While measuring the impact of library services isn’t a straightforward piece of data, we want to emphasise the need to collect information on this as it’s so important - this came up a lot during the consultation. Hence, it has been given its own section in the core dataset though we know this will be one of the harder items to gather (see below for more information).

We’ve removed data on non-users and lapsed users from the core dataset because establishing why they aren’t using libraries sits better under our research strand of work. There are already a number of national research projects that touch on this area - such as the DCMS Taking Part survey - and, to support research at a local level, we’ll be running Masterclasses on how to conduct user research and will publish associated guidance on this.

You’ll notice information required for the administration of the Public Lending Right (PLR) scheme is also included. With the extension of PLR to include remote lending of e-books earlier this year (in the Digital Economy Act 2017), it makes sense to include the data required by the British Library (as administers of PLR) for both physical and e-books in the core dataset. At present, due to their specific reporting requirements, we have separated this out under its own heading, but it might be incorporated into the more general stock heading over time.

Next steps

We want the core dataset to be something which all library services will be encouraged to collect, use and publish. A consistent dataset can be used to help inform and improve local library service delivery, as well as being used for advocacy purposes at a local and national level (when aggregated). There may, of course, also be other data which authorities choose to collect in addition to this for their own local purposes.

laptop showing data dashboard
Showing what can be done with library data: Photo credit: Libraries Taskforce

We know that more work is needed (at local and national level) for library services to be able to collect and share some of the items in the core dataset. We’ll be taking this forward in a number of ways:

1. Supporting library services to publish their own data

We are already seeing some library services starting to publish elements of the core dataset, such as Newcastle Libraries are doing on their github page. The Taskforce will work with library services to try and break down the barriers they have to publishing their own data in line with the core dataset.

2. Pilots

The Taskforce will run a small number of pilots to test out data collection for items in the core dataset which are harder to collect or don’t currently have a straightforward means of collecting them. Let us know if you’d like to be involved in them or if you’d like to share how you’re already collecting this data.

3. Impact

The impact section of the core dataset will be one of the more difficult elements to get right. We want to show the impact of libraries around the 7 Outcomes described in Libraries Deliver: Ambition: cultural and creative enrichment, increased reading and literacy, improved digital access and literacy, helping everyone to achieve their full potential, healthier and happier lives, greater prosperity and stronger, more resilient communities. One way to do this is via outcomes frameworks, for example, the Reading Agency’s Reading Outcomes Framework Toolkit or through local frameworks that have been developed, eg. Norfolk and Norwich Health Outcomes Framework). The research priorities of the Taskforce includes looking to fill in the gaps with additional outcomes frameworks. If you use any frameworks (either local or national ones) which could be adopted by others please let us know.

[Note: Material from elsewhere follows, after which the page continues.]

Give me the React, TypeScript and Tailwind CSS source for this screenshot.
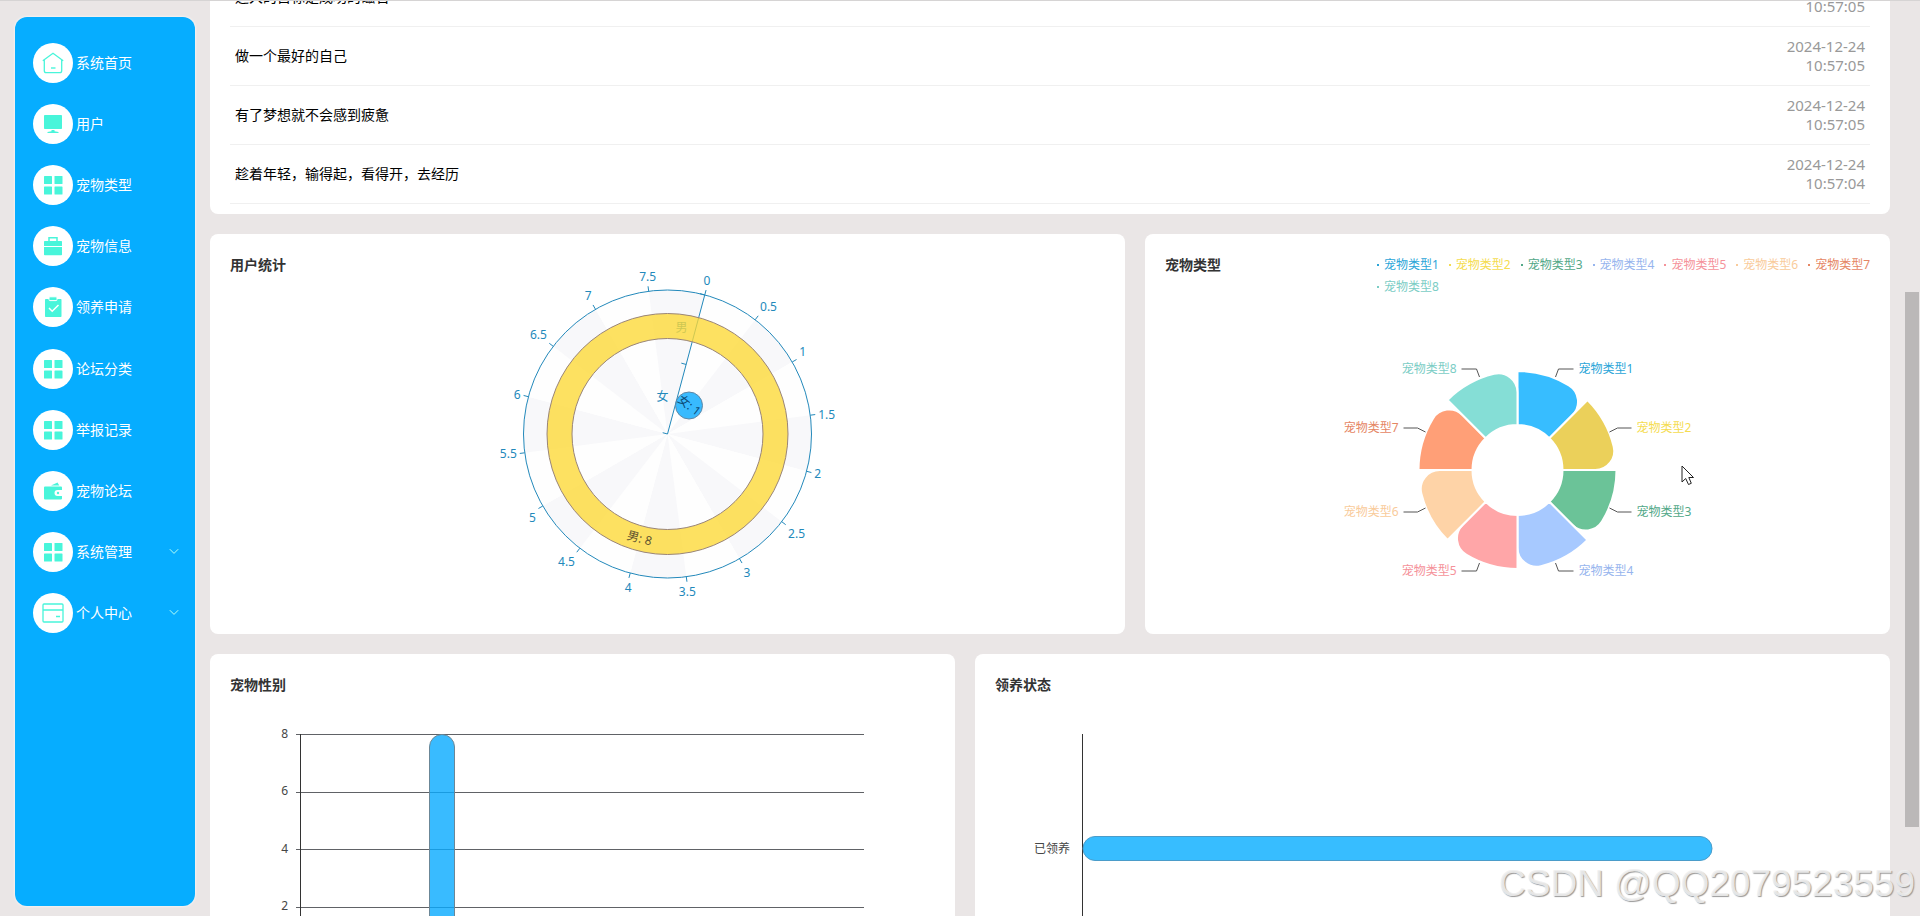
import React from 'react';

const CYAN = '#48f5da';

type IconName = 'home' | 'screen' | 'grid' | 'case' | 'clipboard' | 'wallet' | 'card';

function MenuIcon({ name }: { name: IconName }) {
    return (
        <svg viewBox="0 0 22 22" className="size-[22px]" fill={CYAN} aria-hidden="true">
            {name === 'home' && (
                <>
                    <path d="M.8 8.800 11 1.300l10.200 7.500M2.300 7.800v11q0 1.900 1.900 1.900h13.600q1.900 0 1.900-1.900v-11" fill="none" stroke={CYAN} strokeWidth="1.300" />
                    <path d="M9 16h4.500" stroke={CYAN} strokeWidth="1.400" />
                </>
            )}
            {name === 'screen' && (
                <>
                    <rect x="2" y="2" width="18" height="14" rx=".8" />
                    <path d="M9.500 17h3v1.200l4 .8v1h-11v-1l4-.8z" />
                </>
            )}
            {name === 'grid' && (
                <>
                    <rect x="2" y="2" width="8" height="8" rx=".6" />
                    <rect x="12.500" y="2" width="8" height="8" rx=".6" />
                    <rect x="2" y="12.500" width="8" height="8" rx=".6" />
                    <rect x="12.500" y="12.500" width="8" height="8" rx=".6" />
                </>
            )}
            {name === 'case' && (
                <>
                    <path d="M7 6V2.700h8V6" fill="none" stroke={CYAN} strokeWidth="1.500" />
                    <rect x="2" y="6" width="18" height="5" rx=".6" />
                    <path d="M2 12h18v7.500q0 .8-.8.8H2.800q-.8 0-.8-.8z" />
                </>
            )}
            {name === 'clipboard' && (
                <>
                    <rect x="3" y="3" width="16.500" height="18" rx=".8" />
                    <rect x="7" y=".8" width="8" height="3.800" rx="1" stroke="#fff" />
                    <path d="m7 12 3.200 3.200L16.500 9" fill="none" stroke="#fff" strokeWidth="1.500" />
                </>
            )}
            {name === 'wallet' && (
                <>
                    <path d="m9 5.500 6.500-3 1.800 3z" />
                    <path d="M3 6.500h16q1 0 1 1V10h-4.500a3 3 0 0 0 0 6H20v2.500q0 1-1 1H3q-1 0-1-1v-11q0-1 1-1z" />
                    <circle cx="16" cy="13" r="1.200" />
                </>
            )}
            {name === 'card' && (
                <>
                    <rect x="1" y="2" width="20" height="18" rx="1" fill="none" stroke={CYAN} strokeWidth="1.300" />
                    <path d="M1 8h20M14 14.500h4" stroke={CYAN} strokeWidth="1.300" />
                </>
            )}
        </svg>
    );
}

const menu: { label: string; icon: IconName; children?: boolean }[] = [
    { label: '系统首页', icon: 'home' },
    { label: '用户', icon: 'screen' },
    { label: '宠物类型', icon: 'grid' },
    { label: '宠物信息', icon: 'case' },
    { label: '领养申请', icon: 'clipboard' },
    { label: '论坛分类', icon: 'grid' },
    { label: '举报记录', icon: 'grid' },
    { label: '宠物论坛', icon: 'wallet' },
    { label: '系统管理', icon: 'grid', children: true },
    { label: '个人中心', icon: 'card', children: true },
];

const notices = [
    { title: '远大的目标是成功的磁石', date: '2024-12-24', time: '10:57:05' },
    { title: '做一个最好的自己', date: '2024-12-24', time: '10:57:05' },
    { title: '有了梦想就不会感到疲惫', date: '2024-12-24', time: '10:57:05' },
    { title: '趁着年轻，输得起，看得开，去经历', date: '2024-12-24', time: '10:57:04' },
];

const petTypes = [
    { name: '宠物类型1', fill: '#37bdff', text: '#2ba5d8' },
    { name: '宠物类型2', fill: '#ebd05a', text: '#f5dc50' },
    { name: '宠物类型3', fill: '#6bc398', text: '#52a888' },
    { name: '宠物类型4', fill: '#a7c9ff', text: '#97b5ee' },
    { name: '宠物类型5', fill: '#ffa6a8', text: '#f5929a' },
    { name: '宠物类型6', fill: '#fed3a7', text: '#f9cb9b' },
    { name: '宠物类型7', fill: '#ff9f77', text: '#e58664' },
    { name: '宠物类型8', fill: '#85ded6', text: '#7bcdc5' },
];

// angle in degrees, clockwise from twelve o'clock
const polar = (r: number, deg: number): [number, number] => {
    const a = (deg * Math.PI) / 180;
    return [r * Math.sin(a), -r * Math.cos(a)];
};
const pt = (r: number, deg: number) => polar(r, deg).map(v => v.toFixed(2)).join(' ');

function Card({ title, legend, children }: { title: string; legend?: React.ReactNode; children: React.ReactNode }) {
    return (
        <section className="h-[400px] min-w-0 rounded-lg bg-white p-5">
            <div className="flex h-5 items-start justify-between">
                <h2 className="text-sm leading-[22px] font-bold text-[#333]">{title}</h2>
                {legend}
            </div>
            {children}
        </section>
    );
}

function UserChart() {
    const ticks = Array.from({ length: 16 }, (_, i) => ({ value: i / 2, deg: 15 + i * 22.5 }));
    return (
        <svg viewBox="-437 -180 874 360" className="-mt-5 h-[360px] w-full overflow-visible" fontSize="12">
            {ticks.map((t, i) => (
                <path
                    key={t.value}
                    d={`M0 0L${pt(144, t.deg)}A144 144 0 0 1 ${pt(144, t.deg + 22.5)}Z`}
                    fill={i % 2 ? '#f8f8fa' : '#fefefe'}
                />
            ))}
            <g fill="none" stroke="#2389bb">
                <circle r="144" />
                {ticks.map(t => <path key={t.value} d={`M${pt(144, t.deg)}L${pt(149, t.deg)}`} />)}
                <path d={`M0 0L${pt(144, 15)}`} />
                {[0, 72, 144].map(r => {
                    const [x, y] = polar(r, 15);
                    return <path key={r} d={`M${x} ${y}l-4.800 -1.300`} />;
                })}
            </g>
            <g fill="#2389bb" dominantBaseline="central">
                {ticks.map(t => {
                    const [x, y] = polar(152, t.deg);
                    const side = x / 152;
                    const anchor = Math.abs(side) < 0.3 ? 'middle' : side > 0 ? 'start' : 'end';
                    const shift = Math.abs(y / 152) < 0.3 ? 0 : y > 0 ? 7 : -7;
                    return <text key={t.value} x={x} y={y + shift} textAnchor={anchor}>{t.value}</text>;
                })}
                <text x="-5" y="-38" textAnchor="middle">女</text>
                <text x="14" y="-107" textAnchor="middle">男</text>
            </g>
            <circle r="108" fill="none" stroke="#fdd835" strokeOpacity=".78" strokeWidth="25" />
            <circle r="120.500" fill="none" stroke="#9a8578" />
            <circle r="95.500" fill="none" stroke="#9a8578" />
            <circle cx="21.500" cy="-28.500" r="13.500" fill="#08aaff" fillOpacity=".8" stroke="#5f87a5" />
            <g textAnchor="middle" dominantBaseline="central">
                <text transform="translate(22 -29) rotate(37.500)" fill="#0c4a76">女: 1</text>
                <text transform="translate(-28 104) rotate(15)" fill="#5f5430">男: 8</text>
            </g>
        </svg>
    );
}

function PetTypeChart() {
    const outer = 99;
    const inner = 45;
    const corner = 19;
    const tilt = (Math.asin(corner / (outer - corner)) * 180) / Math.PI;
    const side = Math.sqrt((outer - corner) ** 2 - corner ** 2);
    return (
        <svg viewBox="-352 -196 704 340" className="h-[340px] w-full overflow-visible" fontSize="12">
            {petTypes.map((p, i) => {
                const start = i * 45;
                const end = start + 45;
                const right = i < 4;
                const near = i % 4 === 0 || i % 4 === 3;
                const sx = right ? 1 : -1;
                const sy = i < 2 || i > 5 ? -1 : 1;
                const line = near ? [[38, 93], [41, 101], [56, 101]] : [[92, 38], [100, 42], [114, 42]];
                return (
                    <g key={p.name}>
                        <path
                            d={`M${pt(inner, start)}L${pt(outer, start)}A${outer} ${outer} 0 0 1 ${pt(outer, end - tilt)}A${corner} ${corner} 0 0 1 ${pt(side, end)}L${pt(inner, end)}A${inner} ${inner} 0 0 0 ${pt(inner, start)}Z`}
                            fill={p.fill}
                            stroke="#fff"
                            strokeWidth="2"
                        />
                        <polyline points={line.map(([x, y]) => `${x * sx},${y * sy}`).join(' ')} fill="none" stroke="#555" />
                        <text
                            x={(near ? 61 : 119) * sx}
                            y={line[2][1] * sy - 1}
                            fill={p.text}
                            textAnchor={right ? 'start' : 'end'}
                            dominantBaseline="central"
                        >
                            {p.name}
                        </text>
                    </g>
                );
            })}
        </svg>
    );
}

function GenderChart() {
    return (
        <svg viewBox="0 0 705 320" className="h-[320px] w-full" fontSize="12">
            <g stroke="#606266" shapeRendering="crispEdges">
                {[0, 2, 4, 6, 8].map(v => <path key={v} d={`M66 ${270.5 - v * 28.75}H634`} />)}
                <path d="M70.500 40V271" stroke="#333" />
            </g>
            <g fill="#464646" textAnchor="end" dominantBaseline="central">
                {[0, 2, 4, 6, 8].map(v => <text key={v} x="58" y={269 - v * 28.75}>{v}</text>)}
            </g>
            <path d="M199.500 270.500V53a12.500 12.500 0 0 1 25 0v217.500z" fill="#08aaff" fillOpacity=".8" stroke="#6b8797" />
        </svg>
    );
}

function AdoptChart() {
    return (
        <svg viewBox="0 0 875 320" className="h-[320px] w-full" fontSize="12">
            <path d="M87.500 40v230" stroke="#333" />
            <text x="75" y="154" fill="#464646" textAnchor="end" dominantBaseline="central">已领养</text>
            <rect x="88" y="142.500" width="629" height="24" rx="12" fill="#37bdff" stroke="#4b9cc9" />
        </svg>
    );
}

export default function App() {
    return (
        <div className="relative flex h-screen gap-[15px] overflow-hidden border-t border-[#d6d4d4] bg-[#eae6e6] pr-[30px] pl-[15px] font-['Noto_Sans','Noto_Sans_CJK_SC',sans-serif]">
            <aside className="mt-4 mb-[10px] w-[180px] shrink-0 rounded-xl bg-[#06adff] py-[15px] pr-4 pl-[18px] shadow-[0_0_3px_#fff]">
                <nav className="grid h-[612px] auto-rows-fr">
                    {menu.map(m => (
                        <a key={m.label} href="#" className="flex items-center gap-[3px] text-sm text-white">
                            <span className="flex size-10 items-center justify-center rounded-full bg-white">
                                <MenuIcon name={m.icon} />
                            </span>
                            {m.label}
                            {m.children && (
                                <svg viewBox="0 0 10 10" className="ml-auto size-[10px]" fill="none" stroke="#b8fff4" aria-hidden="true">
                                    <path d="m.8 2.200 4.200 4.200 4.200-4.200" />
                                </svg>
                            )}
                        </a>
                    ))}
                </nav>
            </aside>

            <main className="flex min-w-0 flex-1 flex-col gap-5">
                <section className="-mt-[33px] shrink-0 rounded-b-lg bg-white px-5 pb-[10px]">
                    <ul>
                        {notices.map((n, i) => (
                            <li key={i} className="flex h-[59px] items-center justify-between border-b border-[#f0f0f0] px-[5px]">
                                <span className="text-sm text-black">{n.title}</span>
                                <span className="w-20 text-right text-[15px] leading-[19px] text-[#999]">{n.date} {n.time}</span>
                            </li>
                        ))}
                    </ul>
                </section>

                <div className="grid shrink-0 grid-cols-[915fr_745fr] gap-5">
                    <Card title="用户统计">
                        <UserChart />
                    </Card>
                    <Card
                        title="宠物类型"
                        legend={
                            <ul className="grid grid-cols-[repeat(7,auto)] gap-x-[10px] text-xs leading-[22px]">
                                {petTypes.map(p => (
                                    <li key={p.name} className="flex items-center gap-[5px] whitespace-nowrap" style={{ color: p.text }}>
                                        <span className="size-[2px] bg-current" />
                                        {p.name}
                                    </li>
                                ))}
                            </ul>
                        }
                    >
                        <PetTypeChart />
                    </Card>
                </div>

                <div className="grid shrink-0 grid-cols-[745fr_915fr] gap-5">
                    <Card title="宠物性别">
                        <GenderChart />
                    </Card>
                    <Card title="领养状态">
                        <AdoptChart />
                    </Card>
                </div>
            </main>

            <div className="absolute top-[291px] right-[1px] h-[535px] w-[14px] bg-[#bbb8b8]" />
            <svg viewBox="0 0 14 22" className="absolute top-[464px] left-[1681px] h-[22px] w-[14px]" aria-hidden="true">
                <path d="M1 1v16l3.700-3.500L7.500 19.500l2.800-1.200L7.800 12.500H12.500z" fill="#fff" stroke="#222" />
            </svg>
            <p className="absolute right-[5px] bottom-3 font-['Liberation_Sans',sans-serif] text-[37px] leading-10 text-[#f0f0f0]/90 [text-shadow:1px_1px_1px_#999]">
                CSDN @QQ2079523559
            </p>
        </div>
    );
}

4. Development of existing systems

We need to see how existing (or new) systems can be used to streamline the process of data collection and publication. We’ll be speaking to suppliers to see how they can help with automation of collection, aggregation and publication of library data. We’ll also be talking to CIPFA to see how their annual data report can support publication of elements of the core dataset.

5. Using data innovatively

The potential for what can be done with published data is vast. We want to work with library services and other organisations to show the potential of what can be achieved, for example, through data visualisation techniques.

6. General Data Protection Regulation (GDPR)

The European GDPR will be enforced from 25 May 2018 following a 2 year transition period. It contains the right for greater transparency in data processing, a right for people not to be subject to automated decision making and profiling, and a right to transfer data between suppliers. Library services will need to ensure they are involved in the discussions within their local authority on responding to the GDPR.

If you’d like to be involved in any particular work streams, please let us know by emailing

Sharing and comments

Share this page


  1. Comment by librariesmatter posted on

    Some basic questions:

    Doesn’t publication of library service performance need to be mandatory given that public libraries are a statutory service? Otherwise it is very likely that poorly performing library services won’t publish anything. Timely reporting and provision of comparative data is also essential (cf CIPFA’s current abysmal performance which councils and the DDCMS seem happy to accept). What is the Taskforce’s position on these points?

    Why is it efficient to set up another data collection stream separate from the existing CIPFA public library data collection? Why not one improved data collection and reporting process?

    Lending is still central to what public libraries do. What is the reason for not collecting lending data? The decline in lending isn’t a good reason for non-collection!

    The Taskforce not knowing by now what data is required about finance and stock is disappointing. What is the timescale for the data collection project?

    When will the public see tangible improvements to public libraries through better reporting of public library performance?

    • Replies to librariesmatter>

      Comment by Former public librarian posted on

      Very well said indeed. Excellent points.

  2. Comment by Matthew Kerr posted on

    To make best use of this data, it needs to be formatted in a way that the different data sets can easily be linked. Presenting the linked data will then allow the real learning about how people are benefitting from library services

  3. Comment by Trevor Craig posted on

    Will you release the other data you collected? Not just basic details of all the libraries.